Instructions to follow:
Return all lines with the word "React" in them.

Data extract:
────────────────────────────────────────
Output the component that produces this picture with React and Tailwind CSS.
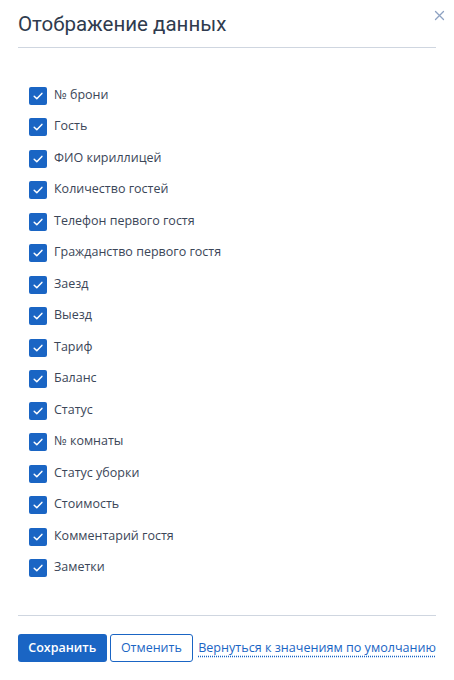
────────────────────────────────────────
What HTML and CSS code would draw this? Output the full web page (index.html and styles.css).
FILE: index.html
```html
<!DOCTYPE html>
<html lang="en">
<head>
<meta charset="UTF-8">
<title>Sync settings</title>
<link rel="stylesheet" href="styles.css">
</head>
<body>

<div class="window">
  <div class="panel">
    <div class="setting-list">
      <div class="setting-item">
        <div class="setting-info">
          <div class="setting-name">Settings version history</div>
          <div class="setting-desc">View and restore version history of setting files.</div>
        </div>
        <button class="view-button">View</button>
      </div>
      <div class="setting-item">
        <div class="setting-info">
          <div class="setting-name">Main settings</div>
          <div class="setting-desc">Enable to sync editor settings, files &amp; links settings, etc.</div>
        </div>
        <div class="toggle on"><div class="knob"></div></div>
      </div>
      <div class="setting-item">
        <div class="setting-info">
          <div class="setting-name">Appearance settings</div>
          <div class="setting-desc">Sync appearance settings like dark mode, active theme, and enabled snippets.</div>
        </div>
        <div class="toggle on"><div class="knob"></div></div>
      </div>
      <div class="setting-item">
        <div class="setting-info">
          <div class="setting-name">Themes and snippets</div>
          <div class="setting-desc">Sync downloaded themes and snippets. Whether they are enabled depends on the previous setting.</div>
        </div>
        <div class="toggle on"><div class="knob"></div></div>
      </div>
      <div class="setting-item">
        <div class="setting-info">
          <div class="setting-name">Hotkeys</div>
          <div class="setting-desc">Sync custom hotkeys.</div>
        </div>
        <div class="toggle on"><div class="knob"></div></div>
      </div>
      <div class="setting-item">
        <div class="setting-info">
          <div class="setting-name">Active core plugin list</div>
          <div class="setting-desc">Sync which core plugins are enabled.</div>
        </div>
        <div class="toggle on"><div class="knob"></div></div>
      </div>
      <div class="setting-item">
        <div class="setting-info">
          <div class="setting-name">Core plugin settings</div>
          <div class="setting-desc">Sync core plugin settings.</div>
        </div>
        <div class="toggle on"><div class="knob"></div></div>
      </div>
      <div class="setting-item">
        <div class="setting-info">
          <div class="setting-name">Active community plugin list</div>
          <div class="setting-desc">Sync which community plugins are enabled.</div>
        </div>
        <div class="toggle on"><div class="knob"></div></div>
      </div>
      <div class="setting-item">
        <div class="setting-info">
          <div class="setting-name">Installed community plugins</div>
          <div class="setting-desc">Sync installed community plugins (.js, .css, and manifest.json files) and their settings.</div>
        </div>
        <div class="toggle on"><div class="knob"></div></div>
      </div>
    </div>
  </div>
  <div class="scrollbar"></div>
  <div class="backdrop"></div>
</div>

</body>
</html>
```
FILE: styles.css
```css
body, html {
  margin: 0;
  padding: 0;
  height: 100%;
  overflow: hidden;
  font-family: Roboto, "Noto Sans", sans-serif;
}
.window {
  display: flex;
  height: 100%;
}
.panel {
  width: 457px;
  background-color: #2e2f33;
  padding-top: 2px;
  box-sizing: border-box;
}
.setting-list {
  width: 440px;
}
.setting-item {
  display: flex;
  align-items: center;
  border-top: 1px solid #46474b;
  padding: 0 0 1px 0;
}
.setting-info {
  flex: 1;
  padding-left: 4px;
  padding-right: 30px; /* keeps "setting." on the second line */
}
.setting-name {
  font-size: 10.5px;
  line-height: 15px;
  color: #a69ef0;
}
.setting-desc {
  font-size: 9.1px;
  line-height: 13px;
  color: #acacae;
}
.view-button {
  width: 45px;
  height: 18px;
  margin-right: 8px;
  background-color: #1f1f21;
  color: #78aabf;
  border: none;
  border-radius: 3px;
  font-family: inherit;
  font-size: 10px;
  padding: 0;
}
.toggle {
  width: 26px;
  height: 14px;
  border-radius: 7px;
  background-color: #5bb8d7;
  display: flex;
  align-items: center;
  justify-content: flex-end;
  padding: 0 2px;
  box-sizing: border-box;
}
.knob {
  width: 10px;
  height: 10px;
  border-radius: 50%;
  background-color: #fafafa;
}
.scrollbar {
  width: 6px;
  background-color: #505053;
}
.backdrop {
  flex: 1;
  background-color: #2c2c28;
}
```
────────────────────────────────────────
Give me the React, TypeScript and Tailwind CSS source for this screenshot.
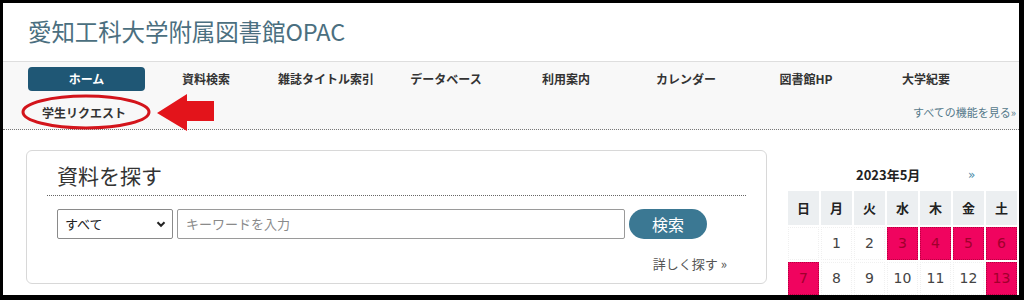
────────────────────────────────────────
The solution:
Output the component that produces this picture with React and Tailwind CSS.
Give me the React, TypeScript and Tailwind CSS source for this screenshot.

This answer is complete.